Quarantasette nazioni – circa un quarto dei sottoscrittori dell’intesa di Parigi – non hanno ancora rivisto al rialzo i propri propositi di riduzione della CO2. E gli altri 145 hanno previsto «tagli modesti. Troppo poco per raggiungere la meta di +1,5 gradi», spiega Taryn Fransen, ricercatore del World resources institute di Londra. Secondo l’esperto, tuttavia, alcuni passi avanti importanti ci sono. Oltre la metà dei firmatari ha aumentato gli sforzi. In base alle promesse attuali, incluso l’azzeramento netto delle emissioni alla metà del secolo da parte di 65 nazioni, la temperatura raggiungerebbe i 2,1 gradi, quasi un punto in meno rispetto a sei anni fa. Qualche altro Paese – c’è grande attesa soprattutto per Cina e India – potrebbe sommarsi ai “virtuosi” come dimostra la svolta ventilata dall’Arabia Saudita. «È probabile, tuttavia, che la Cop26 si concluda senza un piano complessivo di riduzione delle emissioni, per stare entro gli 1,5 gradi. Si potrebbe prevedere che i ritardatari si adeguino entro il 2023», ha sottolineato Fransen.

Quali sono le altre difficoltà dei negoziati?

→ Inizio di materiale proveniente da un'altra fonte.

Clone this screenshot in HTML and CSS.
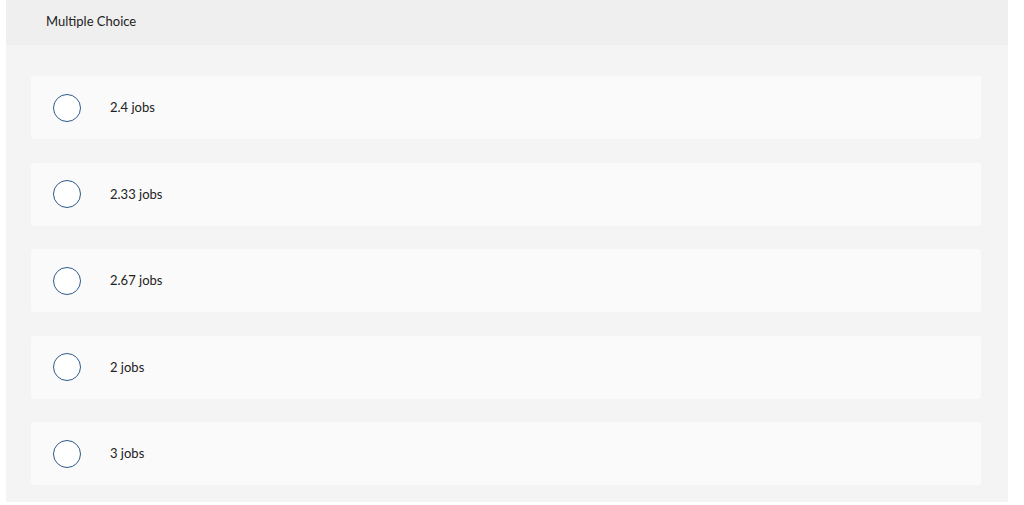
FILE: index.html
```html
<!DOCTYPE html>
<html lang="en">
<head>
    <meta charset="UTF-8">
    <title>Multiple Choice</title>
    <link rel="stylesheet" href="styles.css">
</head>
<body>
    <div class="question">
        <div class="question-header">Multiple Choice</div>
        <div class="choices">
            <label class="choice">
                <span class="radio"></span>
                <span class="choice-text">2.4 jobs</span>
            </label>
            <label class="choice">
                <span class="radio"></span>
                <span class="choice-text">2.33 jobs</span>
            </label>
            <label class="choice">
                <span class="radio"></span>
                <span class="choice-text">2.67 jobs</span>
            </label>
            <label class="choice">
                <span class="radio"></span>
                <span class="choice-text">2 jobs</span>
            </label>
            <label class="choice">
                <span class="radio"></span>
                <span class="choice-text">3 jobs</span>
            </label>
        </div>
    </div>
</body>
</html>
```

FILE: styles.css
```css
* {
    margin: 0;
    padding: 0;
    box-sizing: border-box;
    font-family: 'Lato', 'Open Sans', sans-serif;
}

body {
    background: #ffffff;
    color: #222222;
    padding: 0 16px 0 6px;
}

.question {
    background: #f4f4f4;
    padding-bottom: 17px;
}

.question-header {
    background: #efefef;
    height: 45px;
    padding: 13px 0 0 40px;
    font-size: 13px;
    color: #222222;
}

.choices {
    display: flex;
    flex-direction: column;
    gap: 23.5px;
    padding: 31px 27px 0 25px;
}

.choice {
    display: flex;
    align-items: center;
    height: 63px;
    background: #fafafa;
    border-radius: 3px;
    padding-left: 22px;
    cursor: pointer;
}

.radio {
    width: 28px;
    height: 28px;
    border-radius: 50%;
    border: 1.3px solid #2d5b8c;
    background: #ffffff;
    flex-shrink: 0;
}

.choice-text {
    margin-left: 29px;
    margin-bottom: 1px;
    font-size: 13px;
    color: #222222;
}
```
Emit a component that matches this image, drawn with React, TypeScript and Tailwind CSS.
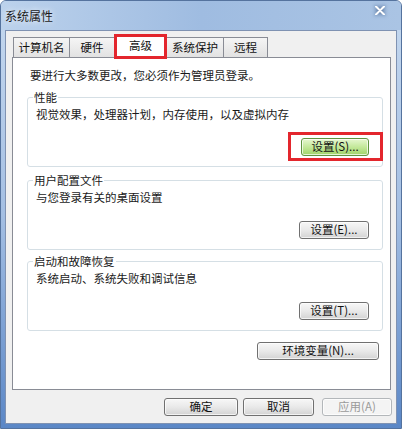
import React from 'react';

type BtnProps = {
  label: string;
  w: string;
  kind?: 'normal' | 'hover' | 'disabled';
};

const WinButton: React.FC<BtnProps> = ({ label, w, kind = 'normal' }) => {
  let look =
    'border-[#707070] bg-gradient-to-b from-[#f7f7f7] via-[#e9e9e9] to-[#d3d3d3] text-[#111]';
  if (kind === 'hover') {
    look = 'border-[#5f9440] bg-gradient-to-b from-[#e6f7cf] via-[#c3e89a] to-[#9fd468] text-[#111]';
  }
  if (kind === 'disabled') {
    look = 'border-[#b3b7ba] bg-[#f4f4f4] text-[#9a9a9a]';
  }
  return (
    <div
      className={`${w} h-[18px] flex items-center justify-center rounded-[3px] border text-[11.5px] leading-none shadow-[inset_0_0_0_1px_rgba(255,255,255,0.7)] ${look}`}
    >
      {label}
    </div>
  );
};

type GroupProps = {
  title: string;
  text: string;
  button: React.ReactNode;
  className: string;
};

const GroupBox: React.FC<GroupProps> = ({ title, text, button, className }) => (
  <fieldset className={`border border-[#d5dfe5] rounded-[3px] px-[8px] pb-[10px] ${className}`}>
    <legend className="-ml-[3px] px-[1px] text-[11.5px] leading-[14px] text-[#1a1a1a]">{title}</legend>
    <p className="mt-[3px] text-[11.5px] leading-[14px] text-[#1a1a1a]">{text}</p>
    <div className="mt-[17px] flex justify-end pr-[5px]">{button}</div>
  </fieldset>
);

const tabs = [
  { name: '计算机名', w: 'w-[57px]' },
  { name: '硬件', w: 'w-[46px]' },
  { name: '高级', w: 'w-[53px]', active: true },
  { name: '系统保护', w: 'w-[58px]' },
  { name: '远程', w: 'w-[45px]' },
];

export default function App() {
  return (
    <div className="w-[402px] h-[429px] overflow-hidden flex flex-col border border-[#55739e] rounded-t-[6px] bg-gradient-to-b from-[#c6d9ef] via-[#a4bfe3] to-[#5b87c6] font-['Noto_Sans_CJK_SC','Noto_Sans',sans-serif]">
      {/* title bar */}
      <div className="h-[29px] shrink-0 flex items-center justify-between pl-[4px] pr-[16px] bg-gradient-to-r from-[#bcd2ec] via-[#9fbce1] to-[#aac4e4]">
        <span className="text-[12px] leading-none text-[#1b1b1b] [text-shadow:0_0_6px_#ffffff]">系统属性</span>
        <svg width="10" height="9" viewBox="0 0 10 9" className="-mt-[10px] drop-shadow-[0_0_2px_#2b4a78]">
          <path d="M1 0.5 L9 8.5 M9 0.5 L1 8.5" stroke="#ffffff" strokeWidth="2" strokeLinecap="round" />
        </svg>
      </div>

      {/* dialog body */}
      <div className="mx-[4px] h-[394px] shrink-0 border border-[#7f92b2] bg-[#f0f0f0] flex flex-col">
        {/* tabs */}
        <div className="flex items-end pl-[7px] pt-[4px] relative z-10">
          {tabs.map((t) =>
            t.active ? (
              <div
                key={t.name}
                className={`${t.w} h-[23px] -mb-px -ml-px relative flex items-center justify-center bg-white border border-b-0 border-[#898c95] text-[11.5px] text-[#111]`}
              >
                <span className="-mt-[3px]">{t.name}</span>
                <span className="absolute -left-[1px] -right-[1px] -top-[2px] -bottom-[1px] border-[3px] border-[#e3262d]" />
              </div>
            ) : (
              <div
                key={t.name}
                className={`${t.w} h-[20px] flex items-center justify-center bg-gradient-to-b from-[#f5f5f5] to-[#e2e2e2] border border-b-0 border-[#898c95] -ml-px first:ml-0 text-[11.5px] text-[#111]`}
              >
                {t.name}
              </div>
            )
          )}
        </div>

        {/* tab page */}
        <div className="ml-[6px] w-[379px] h-[333px] border border-[#898c95] bg-white">
          <p className="pl-[17px] pt-[10px] text-[11.5px] leading-[14px] text-[#1a1a1a]">
            要进行大多数更改，您必须作为管理员登录。
          </p>
          <div className="ml-[14px] mr-[7px]">
            <GroupBox
              className="mt-[8px]"
              title="性能"
              text="视觉效果，处理器计划，内存使用，以及虚拟内存"
              button={
                <div className="relative">
                  <WinButton label="设置(S)..." w="w-[68px]" kind="hover" />
                  <span className="absolute -left-[13px] -right-[14px] -top-[6px] -bottom-[5px] border-[3px] border-[#e3262d]" />
                </div>
              }
            />
            <GroupBox
              className="mt-[6px]"
              title="用户配置文件"
              text="与您登录有关的桌面设置"
              button={<WinButton label="设置(E)..." w="w-[70px]" />}
            />
            <GroupBox
              className="mt-[4px]"
              title="启动和故障恢复"
              text="系统启动、系统失败和调试信息"
              button={<WinButton label="设置(T)..." w="w-[70px]" />}
            />
            <div className="mt-[11px] flex justify-end pr-[4px]">
              <WinButton label="环境变量(N)..." w="w-[122px]" />
            </div>
          </div>
        </div>

        {/* dialog buttons */}
        <div className="mt-[8px] flex justify-end pr-[4px]">
          <WinButton label="确定" w="w-[74px]" />
          <div className="ml-[5px]">
            <WinButton label="取消" w="w-[71px]" />
          </div>
          <div className="ml-[8px]">
            <WinButton label="应用(A)" w="w-[70px]" kind="disabled" />
          </div>
        </div>
      </div>
    </div>
  );
}
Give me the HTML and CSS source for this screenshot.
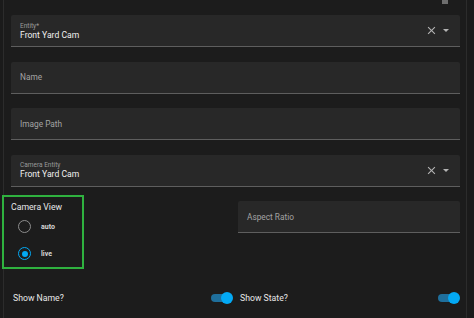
FILE: index.html
```html
<!DOCTYPE html>
<html lang="en">

<head>
    <meta charset="UTF-8">
    <meta name="viewport" content="width=device-width, initial-scale=1.0">
    <title>Picture Entity Card Editor</title>
    <link rel="stylesheet" href="styles.css">
</head>

<body>
    <div class="card">
        <!-- sisa elemen di atas -->
        <div class="top-strip"><span class="stub"></span></div>

        <!-- Entity -->
        <div class="field filled">
            <div class="field-text">
                <span class="float-label">Entity*</span>
                <span class="value">Front Yard Cam</span>
            </div>
            <div class="field-icons">
                <svg class="clear-icon" viewBox="0 0 24 24" width="13" height="13">
                    <path d="M19,6.41L17.59,5L12,10.59L6.41,5L5,6.41L10.59,12L5,17.59L6.41,19L12,13.41L17.59,19L19,17.59L13.41,12L19,6.41Z" />
                </svg>
                <svg class="drop-icon" viewBox="0 0 10 5" width="6" height="3">
                    <path d="M0 0 L10 0 L5 5 Z" />
                </svg>
            </div>
        </div>

        <div class="field">
            <span class="label">Name</span>
        </div>

        <div class="field">
            <span class="label">Image Path</span>
        </div>

        <!-- Camera Entity -->
        <div class="field filled last">
            <div class="field-text">
                <span class="float-label">Camera Entity</span>
                <span class="value">Front Yard Cam</span>
            </div>
            <div class="field-icons">
                <svg class="clear-icon" viewBox="0 0 24 24" width="13" height="13">
                    <path d="M19,6.41L17.59,5L12,10.59L6.41,5L5,6.41L10.59,12L5,17.59L6.41,19L12,13.41L17.59,19L19,17.59L13.41,12L19,6.41Z" />
                </svg>
                <svg class="drop-icon" viewBox="0 0 10 5" width="6" height="3">
                    <path d="M0 0 L10 0 L5 5 Z" />
                </svg>
            </div>
        </div>

        <div class="options-grid">
            <div class="radio-group">
                <div class="radio-title">Camera View</div>
                <label class="radio-option">
                    <span class="radio"></span>
                    <span class="radio-text">auto</span>
                </label>
                <label class="radio-option">
                    <span class="radio checked"></span>
                    <span class="radio-text">live</span>
                </label>
            </div>

            <div class="field aspect">
                <span class="label">Aspect Ratio</span>
            </div>

            <div class="switch-row">
                <span class="switch-text">Show Name?</span>
                <span class="switch"><span class="track"></span><span class="thumb"></span></span>
            </div>

            <div class="switch-row">
                <span class="switch-text">Show State?</span>
                <span class="switch"><span class="track"></span><span class="thumb"></span></span>
            </div>
        </div>
    </div>
</body>

</html>
```

FILE: styles.css
```css
/* Gaya umum */
body {
    font-family: Roboto, 'Noto Sans', sans-serif;
    background-color: #1b1b1b;
    margin: 0;
    padding: 0;
    overflow: hidden;
}

.card {
    width: 464px;
    height: 318px;
    margin-left: 3px;
    padding: 0 6px 0 7px;
    border-left: 1px solid #2c2c2c;
    border-right: 1px solid #2c2c2c;
    box-sizing: border-box;
    background-color: #1c1c1c;
}

.top-strip {
    height: 15px;
    display: flex;
    justify-content: flex-end;
}

.stub {
    width: 6px;
    height: 4px;
    margin-right: 12px;
    background-color: #6e6e6e;
}

/* Text field */
.field {
    height: 32px;
    margin-bottom: 14.5px;
    padding: 0 9px;
    display: flex;
    align-items: center;
    background-color: #282828;
    border-bottom: 1px solid #5e5e5e;
    border-radius: 2px 2px 0 0;
    box-sizing: border-box;
}

.field.last {
    margin-bottom: 8.5px;
}

.field-text {
    flex: 1;
    display: flex;
    flex-direction: column;
    padding-top: 1px;
}

.float-label {
    font-size: 6.5px;
    line-height: 8px;
    color: #9a9a9a;
}

.value {
    font-size: 8.6px;
    line-height: 11px;
    color: #f0f0f0;
}

.label {
    font-size: 8.3px;
    color: #a3a3a3;
}

.field-icons {
    display: flex;
    align-items: center;
    gap: 5px;
    margin-right: 2px;
}

.clear-icon,
.drop-icon {
    fill: #b4b4b4;
}

/* Grid bawah */
.options-grid {
    display: grid;
    grid-template-columns: 1fr 1fr;
    column-gap: 5px;
}

.radio-group {
    width: 82px;
    height: 74px;
    margin-left: -9px;
    border: 2px solid #2fb23f;
    box-sizing: border-box;
}

.radio-title {
    padding: 4px 0 0 7px;
    height: 16px;
    box-sizing: border-box;
    font-size: 8.7px;
    line-height: 12px;
    color: #e8e8e8;
}

.radio-option {
    height: 27px;
    display: flex;
    align-items: center;
    padding-left: 14px;
}

.radio {
    width: 13px;
    height: 13px;
    border: 1.5px solid #8c8c8c;
    border-radius: 50%;
    box-sizing: border-box;
    display: flex;
    align-items: center;
    justify-content: center;
}

.radio.checked {
    border-color: #03a9f4;
}

.radio.checked::after {
    content: "";
    width: 6px;
    height: 6px;
    border-radius: 50%;
    background-color: #03a9f4;
}

.radio-text {
    margin-left: 10px;
    font-size: 7px;
    font-weight: bold;
    color: #d6d6d6;
}

.field.aspect {
    margin-top: 6px;
    margin-bottom: 0;
}

/* Switch */
.switch-row {
    height: 24px;
    margin-top: 17px;
    padding-left: 2px;
    display: flex;
    align-items: center;
    justify-content: space-between;
}

.switch-text {
    font-size: 8.7px;
    color: #e8e8e8;
}

.switch {
    position: relative;
    width: 22px;
    height: 12px;
}

.track {
    position: absolute;
    left: 0;
    top: 2px;
    width: 20px;
    height: 8px;
    border-radius: 4px;
    background-color: #1f6f9c;
}

.thumb {
    position: absolute;
    right: 0;
    top: 0;
    width: 12px;
    height: 12px;
    border-radius: 50%;
    background-color: #03a9f4;
}
```
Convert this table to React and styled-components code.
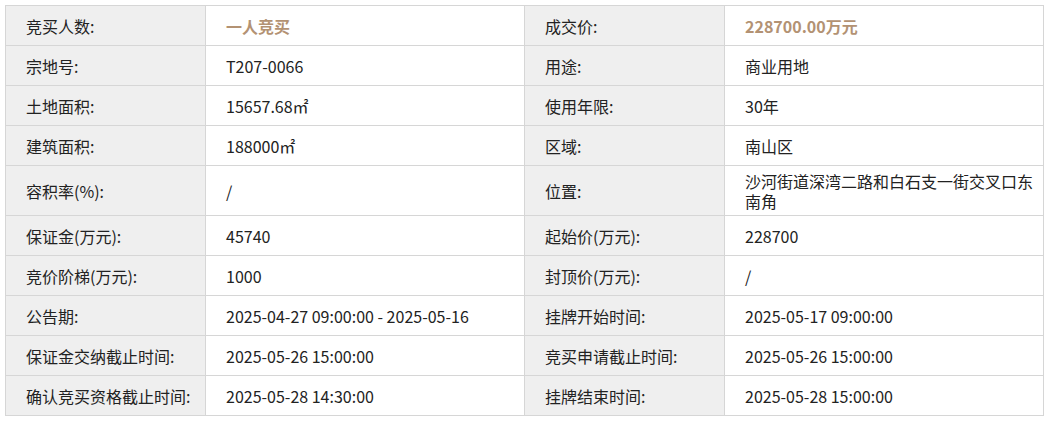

Oltre che sui tagli, Cop26 rischia di incagliarsi sui cosiddetti “finanziamenti climatici” e sulla regolazione del mercato del carbonio. I finanziamenti climatici sono il fondo da cento miliardi di dollari l’anno per aiutare gli Stati più poveri a riconvertire i sistemi produttivi ed energetici in chiave ecologica. Alla quota del 2020 mancano ancora 20 miliardi di dollari e già si profila la necessità di raccogliere 500 miliardi entro il 2024. A questo si somma l’urgenza di prevedere ulteriori fondi per le nazioni più colpite dal cambiamento climatico. C’è, infine, la questione della regolazione del mercato del carbonio. Il meccanismo di scambi, pattuito a Parigi, consente ai Paesi di compensare la CO2 emessa con progetti di assorbimento – dalla riforestazione alle rinnovabili – in altri Stati, in genere poveri. Affinché il sistema non si trasformi in una licenza di inquinare per grandi potenze e multinazionali, è necessario sottoporlo a verifiche oggettive e trasparenti. Su questo tutti concordano. La formula non è stata ancora trovata.